For several years now, Murakami has been shortlisted for the Nobel Prize in Literature. I never knew what to think of that. On one hand, I don’t think that his lifetime of contributions towards the field really constitutes a Nobel prize, for see all the reasons previously discussed. At the same time, I see how he has managed to encourage many young men to pick up books and explore their emotional sides in droves. But does the literary world need more authors who write like this? It’s long been a stereotype that the first novel of a male author is always an authorial stand-in where a young man meets a woman who helps them learn more about themselves and turns them whole. I don’t doubt he is adding to the literary canon, but what novel material he is contributing is up for debate.

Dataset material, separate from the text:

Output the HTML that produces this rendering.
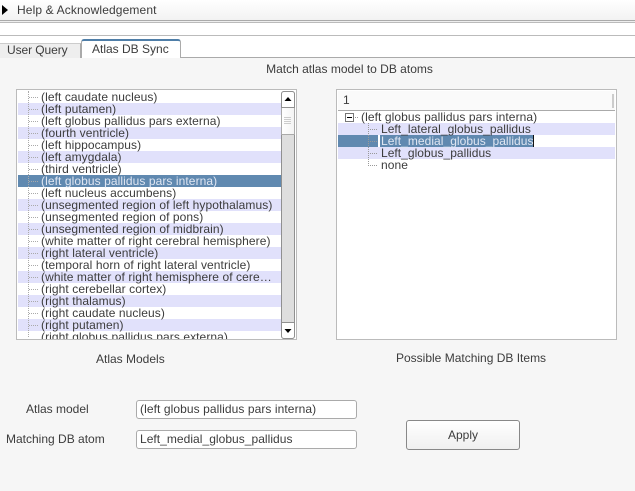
<!DOCTYPE html>
<html><head><meta charset="utf-8"><style>
html,body{margin:0;padding:0}
body{width:635px;height:491px;overflow:hidden;background:#f6f6f6;position:relative;font-family:"Liberation Sans",sans-serif;font-size:12px;color:#3c3c3c}
div{position:absolute;box-sizing:border-box;white-space:nowrap}
.r{left:0;height:12px;line-height:12px}
.s{background:#e1e1fb}
.t{position:absolute;line-height:12px;letter-spacing:.08px}
</style></head><body>
<div style="left:0;top:0;width:635px;height:20px;background:linear-gradient(#fff,#f2f2f2)"></div>
<div style="left:0;top:20px;width:635px;height:1px;background:#aaa"></div>
<div style="left:0;top:21px;width:635px;height:1px;background:#eee"></div>
<div style="left:0;top:22px;width:635px;height:1px;background:#bbb"></div>
<div style="left:0;top:23px;width:635px;height:12px;background:#fff"></div>
<div style="left:0;top:35px;width:635px;height:1px;background:#bbb"></div>
<div style="left:0;top:36px;width:635px;height:21px;background:#fff"></div>
<div style="left:0;top:57px;width:635px;height:1px;background:#aaa"></div>
<svg style="position:absolute;left:2px;top:5px" width="7" height="10"><path d="M0 0L6 5L0 10Z" fill="#000"/></svg>
<div style="left:17px;top:2px;line-height:16px;letter-spacing:.13px">Help &amp; Acknowledgement</div>
<div style="left:0;top:43px;width:81px;height:15px;background:#eee;border-right:1px solid #aaa;border-top:1px solid #ccc"></div>
<div style="left:7px;top:42px;line-height:16px;letter-spacing:-.08px">User Query</div>
<div style="left:81px;top:39px;width:100px;height:19px;background:#fff;border:1px solid #aaa;border-top:2px solid #4f7ea8;border-bottom:none;border-radius:3px 3px 0 0"></div>
<div style="left:92px;top:41px;line-height:16px">Atlas DB Sync</div>
<div style="left:0;top:61px;width:635px;text-align:center;line-height:16px;padding-left:64px">Match atlas model to DB atoms</div>

<div style="left:16px;top:89px;width:281px;height:251px;background:#fff;border:1px solid #bbb;overflow:hidden">
<div style="left:1px;top:1px;width:263px;height:249px;overflow:hidden">
<div class="r" style="top:0;width:263px"></div>
<div class="r s" style="top:12px;width:263px"></div>
<div class="r s" style="top:36px;width:263px"></div>
<div class="r s" style="top:60px;width:263px"></div>
<div class="r" style="top:84px;width:263px;background:#6089b0"></div>
<div class="r s" style="top:108px;width:263px"></div>
<div class="r s" style="top:132px;width:263px"></div>
<div class="r s" style="top:156px;width:263px"></div>
<div class="r s" style="top:180px;width:263px"></div>
<div class="r s" style="top:204px;width:263px"></div>
<div class="r s" style="top:228px;width:263px"></div>
<div style="left:10px;top:0;width:1px;height:246px;border-left:1px dotted #aaa"></div>
<div style="left:11px;top:6px;width:10px;height:240px;background:repeating-linear-gradient(#aaa 0 1px,transparent 1px 12px);-webkit-mask:repeating-linear-gradient(90deg,#000 0 1px,transparent 1px 2px)"></div>
<div class="t" style="left:23px;top:0">(left caudate nucleus)</div>
<div class="t" style="left:23px;top:12px">(left putamen)</div>
<div class="t" style="left:23px;top:24px">(left globus pallidus pars externa)</div>
<div class="t" style="left:23px;top:36px">(fourth ventricle)</div>
<div class="t" style="left:23px;top:48px">(left hippocampus)</div>
<div class="t" style="left:23px;top:60px">(left amygdala)</div>
<div class="t" style="left:23px;top:72px">(third ventricle)</div>
<div class="t" style="left:23px;top:84px;color:#dfe6f2">(left globus pallidus pars interna)</div>
<div class="t" style="left:23px;top:96px">(left nucleus accumbens)</div>
<div class="t" style="left:23px;top:108px">(unsegmented region of left hypothalamus)</div>
<div class="t" style="left:23px;top:120px">(unsegmented region of pons)</div>
<div class="t" style="left:23px;top:132px">(unsegmented region of midbrain)</div>
<div class="t" style="left:23px;top:144px">(white matter of right cerebral hemisphere)</div>
<div class="t" style="left:23px;top:156px">(right lateral ventricle)</div>
<div class="t" style="left:23px;top:168px">(temporal horn of right lateral ventricle)</div>
<div class="t" style="left:23px;top:180px">(white matter of right hemisphere of cere…</div>
<div class="t" style="left:23px;top:192px">(right cerebellar cortex)</div>
<div class="t" style="left:23px;top:204px">(right thalamus)</div>
<div class="t" style="left:23px;top:216px">(right caudate nucleus)</div>
<div class="t" style="left:23px;top:228px">(right putamen)</div>
<div class="t" style="left:23px;top:240px">(right globus pallidus pars externa)</div>
</div>
<div style="left:264px;top:1px;width:14px;height:248px;background:#dedede;border:1px solid #909090;border-radius:3px"></div>
<div style="left:264px;top:1px;width:14px;height:17px;background:#fff;border:1px solid #909090;border-radius:3px 3px 0 0"></div>
<svg style="position:absolute;left:267px;top:7px" width="8" height="4"><path d="M4 0L7.500 4H.5Z" fill="#000"/></svg>
<div style="left:264px;top:18px;width:14px;height:27px;background:linear-gradient(90deg,#fff,#f4f4f4);border:1px solid #aaa;border-top:none"></div>
<div style="left:267px;top:27px;width:7px;height:1px;background:#ccc;box-shadow:0 2px #ccc,0 4px #ccc,0 6px #ccc"></div>
<div style="left:264px;top:232px;width:14px;height:17px;background:#fff;border:1px solid #909090;border-radius:0 0 3px 3px"></div>
<svg style="position:absolute;left:267px;top:239px" width="8" height="4"><path d="M.5 0H7.500L4 4Z" fill="#000"/></svg>
</div>

<div style="left:336px;top:89px;width:281px;height:251px;background:#fff;border:1px solid #bbb;overflow:hidden">
<div style="left:1px;top:1px;width:277px;height:20px;background:#fafafa;border-bottom:1px solid #aaa"></div>
<div style="left:275px;top:4px;width:2px;height:14px;background:#ccc"></div>
<div class="t" style="left:6px;top:4px">1</div>
<div class="r s" style="left:1px;top:33px;width:277px"></div>
<div class="r" style="left:1px;top:45px;width:40px;background:#6089b0"></div>
<div class="r" style="left:43px;top:45px;width:154px;background:#6089b0;border-right:1px solid #111"></div>
<div class="r s" style="left:1px;top:57px;width:277px"></div>
<svg style="position:absolute;left:8px;top:22px" width="40" height="70"><rect x="0.5" y="1.500" width="8" height="8" fill="#fff" stroke="#777"/><path d="M2 5.500H7" stroke="#000"/><path d="M10 5.500H14M23.500 11V54M25 17.500H32M25 29.500H32M25 41.500H32M25 53.500H32" stroke="#999" stroke-dasharray="1 1" fill="none"/></svg>
<div class="t" style="left:24px;top:21px">(left globus pallidus pars interna)</div>
<div class="t" style="left:44px;top:33px;letter-spacing:.04px">Left_lateral_globus_pallidus</div>
<div class="t" style="left:44px;top:45px;letter-spacing:.04px;color:#dfe6f2">Left_medial_globus_pallidus</div>
<div class="t" style="left:44px;top:57px;letter-spacing:.04px">Left_globus_pallidus</div>
<div class="t" style="left:44px;top:69px">none</div>
</div>

<div style="left:96px;top:351px;line-height:16px">Atlas Models</div>
<div style="left:396px;top:350px;line-height:16px">Possible Matching DB Items</div>
<div style="left:26px;top:401px;line-height:16px">Atlas model</div>
<div style="left:6px;top:431px;line-height:16px">Matching DB atom</div>
<div style="left:136px;top:400px;width:221px;height:19px;background:#fff;border:1px solid #aaa;border-radius:3px;line-height:17px;padding-left:3px;letter-spacing:.08px">(left globus pallidus pars interna)</div>
<div style="left:136px;top:430px;width:221px;height:19px;background:#fff;border:1px solid #aaa;border-radius:3px;line-height:17px;padding-left:3px;letter-spacing:.04px">Left_medial_globus_pallidus</div>
<div style="left:406px;top:420px;width:114px;height:30px;background:linear-gradient(#fff,#f0f0f0);border:1px solid #888;border-radius:3px;text-align:center;line-height:28px">Apply</div>
</body></html>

I’d like to leave with one final anecdote. Last summer, I was perusing the shelves at an independent bookstore in Roncesvalles and noticed a sign that said “Ask for Murakami behind the counter”. So, I went to the counter and I inquired what that was all about. Did the bookmonger have some rare editions? Were Murakami sadbois most likely to be thieves? I went to the storekeeper and he said that shoplifters know that they can always find a market for Murakami novels, so they were a likely target. Perhaps the literary community does owe him some measure of credit for moving the masses away from the Clancys and Pattersons of the world. Only time will tell.